Sadly the content of the narrative is hackneyed and not thrilling. It's basically The Bourne Identity with a girl instead of a grown man. I guess geeks like stories about girls (because they can't have sex with them in life...?). To add to the silliness, there CIA back story, involving a Cate Blanchette with a painful Americun southern accent, is more over-the-top than the rest of the film, which is rather moody and dirty. The two styles create an interesting juxtaposition, but I don't think it totally helps for telling the story. Rather, it feels too obvious an intersection, clean and polished versus dirty and rough. I'm gonna fall asleep...

The whole film feels a bit too facile and ultimately less-than-gripping. It really does look great, but that's about all that's worth much in it. The rest you've seen a million times before.

Stars: 2.5 of 4

10 Aralık 2011 Cumartesi

Tinker Tailor Soldier Spy (Saturday, December 10, 2011) (114)

I was totally expecting Tinker Tailor Soldier Spy to be a very typical mystery/spy movie with twists and double twists and lots of Cold War stuff with secret tapes and the Berlin Wall and all, but it's actually a whole lot more than that. Director Tomas Alfredson (who previously made the Swedish Let the Right One In) does a lot with a very well-written script (by Bridget O'Connor and Peter Straughan, adapted from a book by John le Carré) and probably brings more to the story from a directing point of view that most movies I've seen in a long time.

The story is about a double-agent in the MI6 agency who is working for the Russians spying on the British spies from within during the early 1970s. George Smiley (Gary Oldman) is relieved of his duties largely due to a botched job and then becomes obsessed with finding the leak, which nobody else seems to notice or care about. The title comes from the code names for three top-level spies in the agency, Tinker, Tailor and Soldier. Smiley conducts interviews with agents who have recently been in the field, in Budapest and Istanbul, and gets a young agent to help him get documents out of MI6 to examine so he can find the rat within. We see flashbacks to earlier days in the intelligence service, where Smiley is trying to put small details in order to try to solve the case.

Alfredson creates a world with a wonderful motif of frames and windows. Almost every shot has some sort of frame or window in it, or is in a room with no frames and no windows. The concept of deeper and deeper levels of security is constantly present, interestingly undermined because, of course, we know there's there's a double-agent in the midst. There is one amazing shot of a British spy watching a Russian agent in his hotel room through the window from across the street. This Rear Window homage is not only gorgeous, but also underlines how important the concept of perceiving oneself to be safe and the freedom to move within such a space really are in the spy game. Even the wonderfully stuffy wool suits the characters wear highlight these themes, as they all have waistcoats, adding yet another layer of material to their bodies and helping to frame each of their faces.

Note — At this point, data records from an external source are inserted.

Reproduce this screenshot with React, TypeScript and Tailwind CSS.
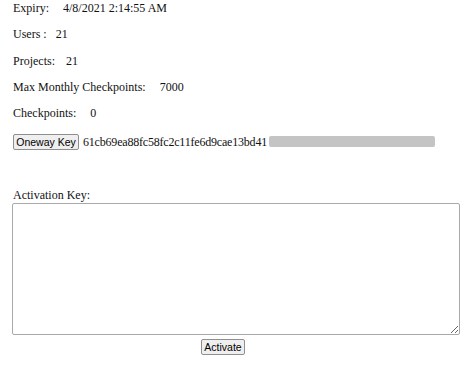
import React from "react";

const serif = { fontFamily: '"Liberation Serif", "Times New Roman", serif' };
const sans = { fontFamily: '"Liberation Sans", Arial, sans-serif' };

function Row({ label, value, gap }: { label: string; value: string; gap: number }) {
  return (
    <div className="h-[14px] leading-[14px] whitespace-pre">
      <span>{label}</span>
      <span style={{ marginLeft: gap }}>{value}</span>
    </div>
  );
}

export default function App() {
  return (
    <div className="w-[474px] h-[371px] bg-white text-[12px] text-[#111] overflow-hidden" style={serif}>
      <div className="pl-[13px] pt-[1px] flex flex-col gap-[12.3px]">
        <Row label="Expiry:" value="4/8/2021 2:14:55 AM" gap={14} />
        <Row label="Users :" value="21" gap={9} />
        <Row label="Projects:" value="21" gap={11} />
        <Row label="Max Monthly Checkpoints:" value="7000" gap={14} />
        <Row label="Checkpoints:" value="0" gap={14} />
      </div>
      <div className="pl-[13px] mt-[13px] flex items-center h-[17px]">
        <button
          className="h-[16px] w-[66px] border border-[#8f8f8f] rounded-[2px] bg-[#efefef] text-[10.5px] leading-[14px] text-black flex items-center justify-center"
          style={sans}
        >
          Oneway Key
        </button>
        <span className="ml-[4px] leading-[14px] tracking-[-0.2px]">61cb69ea88fc58fc2c11fe6d9cae13bd41</span>
        <span className="ml-[2px] w-[166px] h-[11px] bg-[#c4c4c4] rounded-[2px]" />
      </div>
      <div className="pl-[12px] pr-[14px] mt-[38px]">
        <div className="leading-[14px] pl-[1px]">Activation Key:</div>
        <textarea className="block mt-[1px] w-[448px] h-[132px] border border-[#a9a9a9] rounded-[2px] resize-y" />
        <div className="flex mt-[4px] pl-[189px]">
          <button
            className="h-[16px] w-[44px] border border-[#8f8f8f] rounded-[2px] bg-[#efefef] text-[10.5px] leading-[14px] text-black flex items-center justify-center"
            style={sans}
          >
            Activate
          </button>
        </div>
      </div>
    </div>
  );
}
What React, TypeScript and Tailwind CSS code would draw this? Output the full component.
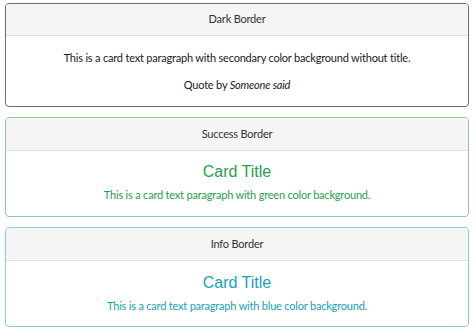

The film is a collection of old and young British actors from John Hurt, Colin Firth and Oldman, to younger up-and-comers like Tom Hardy, Mark Strong and Benedict Cumberbatch. All of them are really fantastic, though Oldman and Hardy stood out to me the most.

This is one of the best spy movies I can remember seeing in a long time and a really excellently made film. It's sometimes a bit confusing with the time lines and knowing if we're in the past or the present, but it does all turn out to make sense by the end. There are wonderful small details throughout that would make it a joy to see a second time, I'm sure.